-- START OF Data provided --

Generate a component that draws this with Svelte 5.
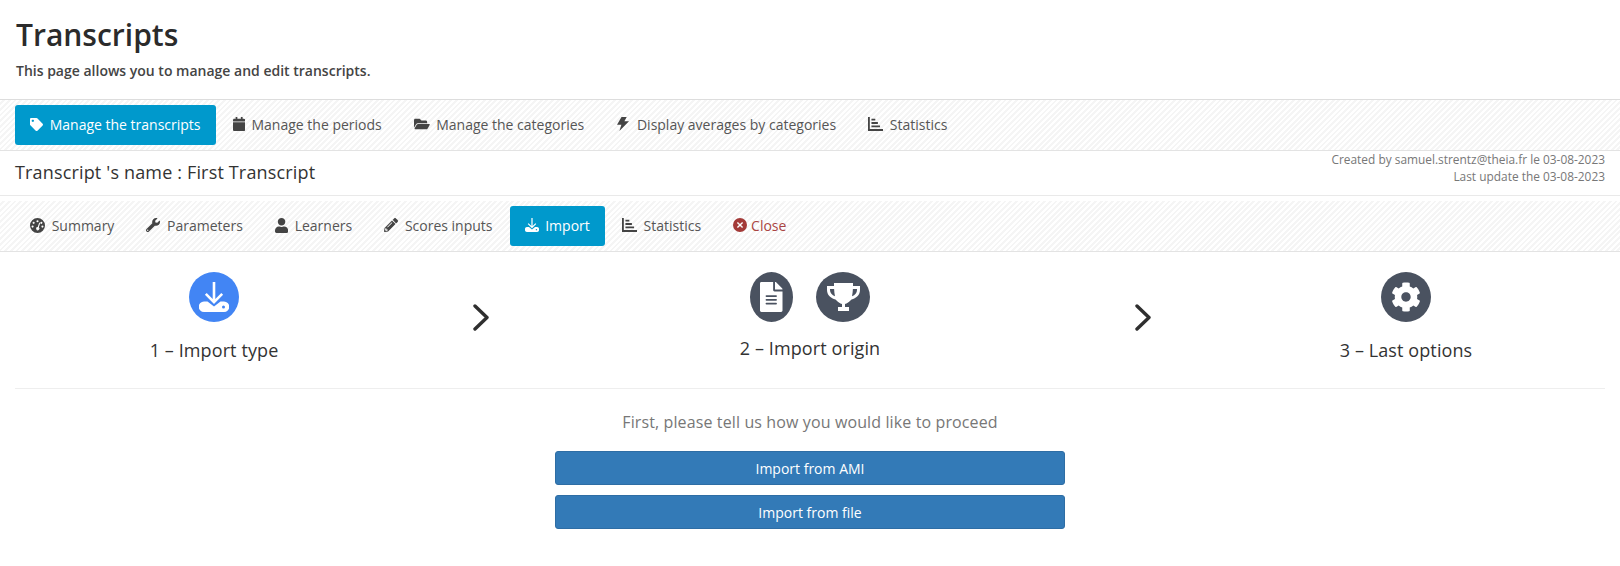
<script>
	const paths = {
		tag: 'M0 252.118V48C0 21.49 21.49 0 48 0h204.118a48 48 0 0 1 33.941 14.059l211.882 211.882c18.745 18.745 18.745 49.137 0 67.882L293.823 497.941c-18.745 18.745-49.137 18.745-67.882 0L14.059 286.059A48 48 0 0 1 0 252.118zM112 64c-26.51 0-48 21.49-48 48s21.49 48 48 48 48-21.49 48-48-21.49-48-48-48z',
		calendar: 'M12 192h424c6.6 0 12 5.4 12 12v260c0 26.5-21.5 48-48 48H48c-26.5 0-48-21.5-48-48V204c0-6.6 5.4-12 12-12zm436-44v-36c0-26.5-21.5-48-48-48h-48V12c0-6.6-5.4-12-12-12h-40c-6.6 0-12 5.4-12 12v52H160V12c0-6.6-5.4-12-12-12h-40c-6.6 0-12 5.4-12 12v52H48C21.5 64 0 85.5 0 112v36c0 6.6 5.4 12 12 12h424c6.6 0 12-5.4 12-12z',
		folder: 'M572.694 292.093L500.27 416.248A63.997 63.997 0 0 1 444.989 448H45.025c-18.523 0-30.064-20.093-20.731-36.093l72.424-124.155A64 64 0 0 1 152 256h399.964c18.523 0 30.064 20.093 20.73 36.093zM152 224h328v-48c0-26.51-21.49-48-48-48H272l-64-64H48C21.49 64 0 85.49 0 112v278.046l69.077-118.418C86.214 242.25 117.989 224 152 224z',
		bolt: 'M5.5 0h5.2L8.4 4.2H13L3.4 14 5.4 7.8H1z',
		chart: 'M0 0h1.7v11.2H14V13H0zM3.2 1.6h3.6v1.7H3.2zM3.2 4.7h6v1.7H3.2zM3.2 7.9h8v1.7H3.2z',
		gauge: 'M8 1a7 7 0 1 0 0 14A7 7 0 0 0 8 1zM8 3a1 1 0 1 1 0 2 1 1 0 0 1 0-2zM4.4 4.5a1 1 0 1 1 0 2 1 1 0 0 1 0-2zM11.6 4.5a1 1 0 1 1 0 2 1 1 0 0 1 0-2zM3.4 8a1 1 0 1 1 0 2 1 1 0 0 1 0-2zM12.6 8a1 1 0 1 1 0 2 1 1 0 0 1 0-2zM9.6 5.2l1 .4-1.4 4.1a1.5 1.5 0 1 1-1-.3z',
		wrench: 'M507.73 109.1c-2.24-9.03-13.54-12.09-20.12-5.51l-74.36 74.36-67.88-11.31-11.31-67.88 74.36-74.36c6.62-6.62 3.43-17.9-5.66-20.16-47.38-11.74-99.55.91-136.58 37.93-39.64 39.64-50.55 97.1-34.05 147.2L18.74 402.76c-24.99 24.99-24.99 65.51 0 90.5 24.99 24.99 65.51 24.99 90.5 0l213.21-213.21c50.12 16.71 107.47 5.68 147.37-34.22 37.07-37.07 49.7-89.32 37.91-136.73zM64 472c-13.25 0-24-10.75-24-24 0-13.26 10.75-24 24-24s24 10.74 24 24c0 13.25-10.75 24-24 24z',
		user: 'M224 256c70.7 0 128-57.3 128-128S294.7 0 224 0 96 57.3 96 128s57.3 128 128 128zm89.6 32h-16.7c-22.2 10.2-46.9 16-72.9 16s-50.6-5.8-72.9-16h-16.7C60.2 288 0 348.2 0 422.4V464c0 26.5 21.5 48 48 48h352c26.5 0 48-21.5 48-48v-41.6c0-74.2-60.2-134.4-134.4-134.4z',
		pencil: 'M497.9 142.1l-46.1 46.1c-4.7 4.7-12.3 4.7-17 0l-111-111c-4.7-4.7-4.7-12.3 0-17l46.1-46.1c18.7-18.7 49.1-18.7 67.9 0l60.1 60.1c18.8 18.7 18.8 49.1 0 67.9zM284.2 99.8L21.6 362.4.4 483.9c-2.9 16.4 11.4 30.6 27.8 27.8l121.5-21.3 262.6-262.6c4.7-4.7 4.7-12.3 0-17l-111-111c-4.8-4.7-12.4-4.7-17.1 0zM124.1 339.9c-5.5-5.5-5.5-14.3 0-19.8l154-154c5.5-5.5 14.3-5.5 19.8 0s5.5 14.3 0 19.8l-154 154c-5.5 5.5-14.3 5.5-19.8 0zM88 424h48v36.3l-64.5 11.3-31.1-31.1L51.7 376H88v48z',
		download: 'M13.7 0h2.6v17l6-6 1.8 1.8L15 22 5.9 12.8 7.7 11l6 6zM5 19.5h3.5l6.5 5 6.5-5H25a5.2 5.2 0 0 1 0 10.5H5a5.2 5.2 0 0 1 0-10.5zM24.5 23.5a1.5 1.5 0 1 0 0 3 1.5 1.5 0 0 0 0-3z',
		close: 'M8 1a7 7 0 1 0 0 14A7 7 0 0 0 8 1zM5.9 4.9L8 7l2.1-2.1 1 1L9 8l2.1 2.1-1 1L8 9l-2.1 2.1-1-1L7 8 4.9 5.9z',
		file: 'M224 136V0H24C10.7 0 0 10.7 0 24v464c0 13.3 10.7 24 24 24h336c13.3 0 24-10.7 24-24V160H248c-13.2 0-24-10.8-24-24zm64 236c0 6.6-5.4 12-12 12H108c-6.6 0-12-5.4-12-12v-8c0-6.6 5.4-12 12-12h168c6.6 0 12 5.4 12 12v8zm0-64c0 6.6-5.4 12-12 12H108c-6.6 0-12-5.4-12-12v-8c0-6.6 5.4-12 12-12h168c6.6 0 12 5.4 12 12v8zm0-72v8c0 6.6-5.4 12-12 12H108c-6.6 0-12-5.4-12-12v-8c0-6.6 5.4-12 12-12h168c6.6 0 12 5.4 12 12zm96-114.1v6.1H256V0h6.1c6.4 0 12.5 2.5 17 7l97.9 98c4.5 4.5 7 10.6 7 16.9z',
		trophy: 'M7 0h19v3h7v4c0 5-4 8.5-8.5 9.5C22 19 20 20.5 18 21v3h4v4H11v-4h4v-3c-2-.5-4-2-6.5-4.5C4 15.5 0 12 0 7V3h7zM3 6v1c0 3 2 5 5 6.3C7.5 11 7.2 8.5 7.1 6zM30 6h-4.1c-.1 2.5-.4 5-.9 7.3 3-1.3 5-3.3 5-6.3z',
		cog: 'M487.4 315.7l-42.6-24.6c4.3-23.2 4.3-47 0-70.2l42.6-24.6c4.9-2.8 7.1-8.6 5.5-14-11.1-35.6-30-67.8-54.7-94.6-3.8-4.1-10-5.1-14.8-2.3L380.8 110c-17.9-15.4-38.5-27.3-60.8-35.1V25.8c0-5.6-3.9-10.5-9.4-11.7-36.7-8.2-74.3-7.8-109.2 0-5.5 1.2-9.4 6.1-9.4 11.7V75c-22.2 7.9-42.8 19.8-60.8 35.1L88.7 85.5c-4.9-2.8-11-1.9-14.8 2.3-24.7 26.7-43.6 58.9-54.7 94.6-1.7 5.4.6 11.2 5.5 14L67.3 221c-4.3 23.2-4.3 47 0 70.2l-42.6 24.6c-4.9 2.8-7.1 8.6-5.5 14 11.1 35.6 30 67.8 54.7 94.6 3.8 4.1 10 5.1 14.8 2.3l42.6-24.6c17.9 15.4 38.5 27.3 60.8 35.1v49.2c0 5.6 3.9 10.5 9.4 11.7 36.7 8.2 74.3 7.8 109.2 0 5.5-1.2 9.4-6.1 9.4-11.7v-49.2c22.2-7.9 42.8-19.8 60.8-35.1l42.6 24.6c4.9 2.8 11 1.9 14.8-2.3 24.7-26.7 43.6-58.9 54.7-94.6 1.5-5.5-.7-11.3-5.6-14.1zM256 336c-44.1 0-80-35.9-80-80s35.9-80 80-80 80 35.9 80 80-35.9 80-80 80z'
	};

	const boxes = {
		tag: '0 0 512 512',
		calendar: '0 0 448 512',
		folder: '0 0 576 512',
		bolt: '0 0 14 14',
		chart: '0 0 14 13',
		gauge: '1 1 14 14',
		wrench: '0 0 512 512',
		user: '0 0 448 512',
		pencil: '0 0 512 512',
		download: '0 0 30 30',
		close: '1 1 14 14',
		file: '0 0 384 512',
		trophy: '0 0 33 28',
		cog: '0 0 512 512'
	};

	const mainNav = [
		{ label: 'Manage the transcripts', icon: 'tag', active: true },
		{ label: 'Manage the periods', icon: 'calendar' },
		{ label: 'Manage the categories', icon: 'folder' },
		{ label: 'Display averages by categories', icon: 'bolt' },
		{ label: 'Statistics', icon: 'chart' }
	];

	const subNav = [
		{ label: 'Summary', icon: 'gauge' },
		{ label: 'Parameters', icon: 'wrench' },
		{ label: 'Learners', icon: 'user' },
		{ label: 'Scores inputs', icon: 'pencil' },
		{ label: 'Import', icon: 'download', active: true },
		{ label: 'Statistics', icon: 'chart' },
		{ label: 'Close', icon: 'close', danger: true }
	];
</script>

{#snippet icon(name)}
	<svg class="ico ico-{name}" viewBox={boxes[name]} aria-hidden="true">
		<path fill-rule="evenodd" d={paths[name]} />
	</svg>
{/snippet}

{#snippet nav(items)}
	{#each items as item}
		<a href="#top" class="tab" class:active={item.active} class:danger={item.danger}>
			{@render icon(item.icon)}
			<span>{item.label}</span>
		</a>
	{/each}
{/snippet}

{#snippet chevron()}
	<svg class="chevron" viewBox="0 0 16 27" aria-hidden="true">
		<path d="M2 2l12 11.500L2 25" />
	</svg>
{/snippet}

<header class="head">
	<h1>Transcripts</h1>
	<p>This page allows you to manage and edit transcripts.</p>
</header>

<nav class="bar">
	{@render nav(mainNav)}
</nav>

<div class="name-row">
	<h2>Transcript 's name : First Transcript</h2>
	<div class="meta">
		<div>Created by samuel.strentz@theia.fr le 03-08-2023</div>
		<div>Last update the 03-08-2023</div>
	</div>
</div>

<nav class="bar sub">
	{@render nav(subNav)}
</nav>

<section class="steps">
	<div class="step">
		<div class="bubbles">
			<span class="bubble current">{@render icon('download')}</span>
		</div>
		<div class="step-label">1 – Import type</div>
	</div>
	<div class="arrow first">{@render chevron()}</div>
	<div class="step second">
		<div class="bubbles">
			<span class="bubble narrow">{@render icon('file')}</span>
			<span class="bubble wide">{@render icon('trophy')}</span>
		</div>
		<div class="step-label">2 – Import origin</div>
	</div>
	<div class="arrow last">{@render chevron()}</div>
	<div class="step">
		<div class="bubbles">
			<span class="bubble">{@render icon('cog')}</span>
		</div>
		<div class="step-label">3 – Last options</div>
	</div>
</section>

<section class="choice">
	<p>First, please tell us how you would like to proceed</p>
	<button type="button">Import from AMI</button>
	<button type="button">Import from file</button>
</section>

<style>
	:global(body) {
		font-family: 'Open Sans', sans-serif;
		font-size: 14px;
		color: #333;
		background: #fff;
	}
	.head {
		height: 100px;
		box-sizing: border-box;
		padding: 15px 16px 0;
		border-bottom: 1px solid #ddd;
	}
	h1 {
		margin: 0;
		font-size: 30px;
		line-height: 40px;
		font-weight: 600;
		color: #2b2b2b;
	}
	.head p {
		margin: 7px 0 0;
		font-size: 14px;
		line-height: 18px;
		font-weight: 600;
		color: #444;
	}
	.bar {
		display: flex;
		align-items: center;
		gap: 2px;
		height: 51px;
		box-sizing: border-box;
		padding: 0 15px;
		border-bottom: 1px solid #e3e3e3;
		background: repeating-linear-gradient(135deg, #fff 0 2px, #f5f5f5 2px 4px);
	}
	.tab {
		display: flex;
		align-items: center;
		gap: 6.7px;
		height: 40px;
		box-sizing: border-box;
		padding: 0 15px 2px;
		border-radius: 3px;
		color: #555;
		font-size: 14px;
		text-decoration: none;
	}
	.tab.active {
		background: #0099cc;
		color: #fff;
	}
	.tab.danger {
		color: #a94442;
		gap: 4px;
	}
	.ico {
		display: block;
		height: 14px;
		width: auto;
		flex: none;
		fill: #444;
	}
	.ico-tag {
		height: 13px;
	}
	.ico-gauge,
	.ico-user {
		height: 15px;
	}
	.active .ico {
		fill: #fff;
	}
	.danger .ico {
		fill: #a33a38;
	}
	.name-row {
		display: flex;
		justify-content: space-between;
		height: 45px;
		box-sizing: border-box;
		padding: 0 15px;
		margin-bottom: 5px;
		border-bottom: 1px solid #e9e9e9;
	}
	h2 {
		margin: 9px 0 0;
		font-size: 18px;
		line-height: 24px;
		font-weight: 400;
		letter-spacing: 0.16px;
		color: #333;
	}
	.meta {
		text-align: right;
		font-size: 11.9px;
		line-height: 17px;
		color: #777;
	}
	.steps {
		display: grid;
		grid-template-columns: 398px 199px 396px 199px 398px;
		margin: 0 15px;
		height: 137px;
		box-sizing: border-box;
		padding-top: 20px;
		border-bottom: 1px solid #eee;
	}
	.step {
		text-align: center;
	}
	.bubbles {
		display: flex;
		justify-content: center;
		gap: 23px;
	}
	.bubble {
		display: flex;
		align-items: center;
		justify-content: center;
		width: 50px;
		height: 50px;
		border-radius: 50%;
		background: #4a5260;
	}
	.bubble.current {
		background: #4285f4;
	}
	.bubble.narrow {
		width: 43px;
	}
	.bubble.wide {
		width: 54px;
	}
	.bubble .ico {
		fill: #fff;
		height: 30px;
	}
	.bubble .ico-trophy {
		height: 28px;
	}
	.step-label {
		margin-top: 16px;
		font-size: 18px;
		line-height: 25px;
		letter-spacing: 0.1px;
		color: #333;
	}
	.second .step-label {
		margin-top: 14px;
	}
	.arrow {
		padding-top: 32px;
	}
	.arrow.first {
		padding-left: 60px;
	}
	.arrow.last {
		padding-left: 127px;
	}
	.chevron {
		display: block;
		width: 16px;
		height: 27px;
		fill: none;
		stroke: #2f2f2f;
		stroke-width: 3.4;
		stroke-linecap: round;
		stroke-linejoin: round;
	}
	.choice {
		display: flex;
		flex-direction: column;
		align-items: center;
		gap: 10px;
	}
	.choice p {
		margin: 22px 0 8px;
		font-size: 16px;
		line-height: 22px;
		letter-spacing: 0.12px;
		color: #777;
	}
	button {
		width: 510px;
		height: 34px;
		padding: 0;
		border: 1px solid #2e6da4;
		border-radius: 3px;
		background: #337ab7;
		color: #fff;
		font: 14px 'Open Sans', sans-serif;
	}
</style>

-- END OF Data provided --
-- START OF Data provided --

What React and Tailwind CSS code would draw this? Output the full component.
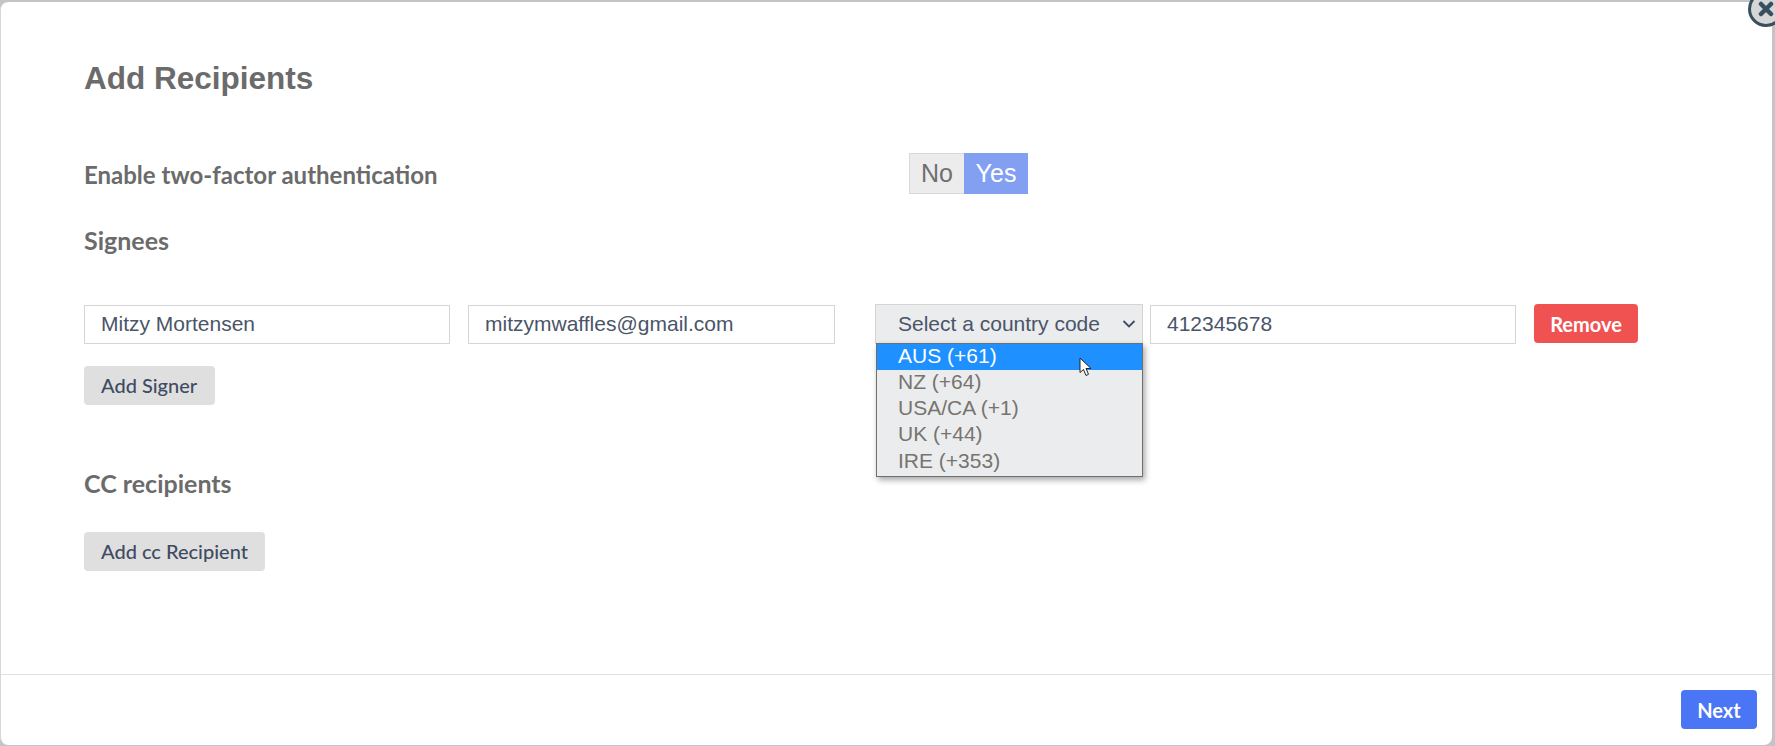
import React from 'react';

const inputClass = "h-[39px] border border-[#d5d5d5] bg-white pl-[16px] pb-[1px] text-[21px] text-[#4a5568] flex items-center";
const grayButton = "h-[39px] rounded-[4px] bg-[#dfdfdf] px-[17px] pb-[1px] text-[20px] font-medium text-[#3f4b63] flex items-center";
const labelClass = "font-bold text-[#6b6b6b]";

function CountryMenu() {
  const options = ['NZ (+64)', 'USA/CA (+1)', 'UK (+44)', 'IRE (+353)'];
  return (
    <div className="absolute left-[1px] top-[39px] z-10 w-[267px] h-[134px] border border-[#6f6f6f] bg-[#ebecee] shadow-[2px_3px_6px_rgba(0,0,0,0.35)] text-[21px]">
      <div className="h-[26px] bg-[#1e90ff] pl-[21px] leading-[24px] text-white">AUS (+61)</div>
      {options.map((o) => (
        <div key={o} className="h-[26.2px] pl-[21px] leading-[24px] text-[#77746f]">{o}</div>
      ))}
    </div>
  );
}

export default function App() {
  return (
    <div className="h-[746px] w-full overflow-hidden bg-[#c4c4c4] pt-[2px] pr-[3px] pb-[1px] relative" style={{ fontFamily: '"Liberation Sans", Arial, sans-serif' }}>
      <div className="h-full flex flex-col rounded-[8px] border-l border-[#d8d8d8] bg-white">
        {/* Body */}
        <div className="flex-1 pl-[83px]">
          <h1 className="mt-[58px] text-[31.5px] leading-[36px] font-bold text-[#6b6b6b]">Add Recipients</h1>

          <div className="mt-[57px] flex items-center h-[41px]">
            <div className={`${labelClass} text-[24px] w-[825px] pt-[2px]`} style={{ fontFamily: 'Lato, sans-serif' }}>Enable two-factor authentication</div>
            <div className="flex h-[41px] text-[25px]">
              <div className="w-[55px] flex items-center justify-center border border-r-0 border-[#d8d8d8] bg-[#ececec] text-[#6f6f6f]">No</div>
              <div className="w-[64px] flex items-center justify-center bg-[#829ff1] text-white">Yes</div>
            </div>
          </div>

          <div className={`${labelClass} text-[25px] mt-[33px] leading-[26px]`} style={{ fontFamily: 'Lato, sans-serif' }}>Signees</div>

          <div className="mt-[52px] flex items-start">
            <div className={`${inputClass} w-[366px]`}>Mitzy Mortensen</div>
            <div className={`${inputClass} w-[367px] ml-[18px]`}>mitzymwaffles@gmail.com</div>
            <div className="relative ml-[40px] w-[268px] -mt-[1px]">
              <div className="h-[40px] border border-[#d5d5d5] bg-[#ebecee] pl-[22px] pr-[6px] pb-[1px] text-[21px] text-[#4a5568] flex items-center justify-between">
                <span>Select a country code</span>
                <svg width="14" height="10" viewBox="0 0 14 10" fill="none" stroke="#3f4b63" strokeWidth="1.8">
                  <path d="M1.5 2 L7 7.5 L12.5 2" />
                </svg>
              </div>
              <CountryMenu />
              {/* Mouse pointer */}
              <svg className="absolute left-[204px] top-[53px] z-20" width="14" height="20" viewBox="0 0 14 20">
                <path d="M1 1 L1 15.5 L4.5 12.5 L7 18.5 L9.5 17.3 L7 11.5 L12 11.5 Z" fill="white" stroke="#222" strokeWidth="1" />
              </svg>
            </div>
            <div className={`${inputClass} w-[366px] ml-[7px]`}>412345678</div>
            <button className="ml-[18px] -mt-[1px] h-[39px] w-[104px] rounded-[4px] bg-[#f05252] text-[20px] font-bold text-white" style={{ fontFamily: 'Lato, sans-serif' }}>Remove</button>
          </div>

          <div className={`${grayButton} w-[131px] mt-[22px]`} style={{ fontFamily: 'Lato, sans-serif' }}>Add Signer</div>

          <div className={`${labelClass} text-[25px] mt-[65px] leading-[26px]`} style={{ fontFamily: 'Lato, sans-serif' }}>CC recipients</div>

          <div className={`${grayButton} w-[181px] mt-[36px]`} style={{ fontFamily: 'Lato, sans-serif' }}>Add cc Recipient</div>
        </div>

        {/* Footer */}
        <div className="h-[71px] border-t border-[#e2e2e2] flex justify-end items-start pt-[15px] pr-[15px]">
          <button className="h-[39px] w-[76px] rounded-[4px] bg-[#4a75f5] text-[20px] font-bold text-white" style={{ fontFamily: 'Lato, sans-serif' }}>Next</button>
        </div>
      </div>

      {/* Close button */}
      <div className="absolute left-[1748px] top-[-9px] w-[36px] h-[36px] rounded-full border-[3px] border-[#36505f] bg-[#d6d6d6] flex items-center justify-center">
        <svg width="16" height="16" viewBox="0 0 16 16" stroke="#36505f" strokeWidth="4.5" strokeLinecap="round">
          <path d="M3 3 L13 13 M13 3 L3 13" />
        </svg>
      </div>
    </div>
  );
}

-- END OF Data provided --

Written request:
Reproduce exactly the run of lines beginning with the one that contains "What React and" and ending with the one that contains "text-[31.5px] leading-[36px] font-bold". Do not include pictures.

Task solution:
What React and Tailwind CSS code would draw this? Output the full component.
import React from 'react';

const inputClass = "h-[39px] border border-[#d5d5d5] bg-white pl-[16px] pb-[1px] text-[21px] text-[#4a5568] flex items-center";
const grayButton = "h-[39px] rounded-[4px] bg-[#dfdfdf] px-[17px] pb-[1px] text-[20px] font-medium text-[#3f4b63] flex items-center";
const labelClass = "font-bold text-[#6b6b6b]";

function CountryMenu() {
  const options = ['NZ (+64)', 'USA/CA (+1)', 'UK (+44)', 'IRE (+353)'];
  return (
    <div className="absolute left-[1px] top-[39px] z-10 w-[267px] h-[134px] border border-[#6f6f6f] bg-[#ebecee] shadow-[2px_3px_6px_rgba(0,0,0,0.35)] text-[21px]">
      <div className="h-[26px] bg-[#1e90ff] pl-[21px] leading-[24px] text-white">AUS (+61)</div>
      {options.map((o) => (
        <div key={o} className="h-[26.2px] pl-[21px] leading-[24px] text-[#77746f]">{o}</div>
      ))}
    </div>
  );
}

export default function App() {
  return (
    <div className="h-[746px] w-full overflow-hidden bg-[#c4c4c4] pt-[2px] pr-[3px] pb-[1px] relative" style={{ fontFamily: '"Liberation Sans", Arial, sans-serif' }}>
      <div className="h-full flex flex-col rounded-[8px] border-l border-[#d8d8d8] bg-white">
        {/* Body */}
        <div className="flex-1 pl-[83px]">
          <h1 className="mt-[58px] text-[31.5px] leading-[36px] font-bold text-[#6b6b6b]">Add Recipients</h1>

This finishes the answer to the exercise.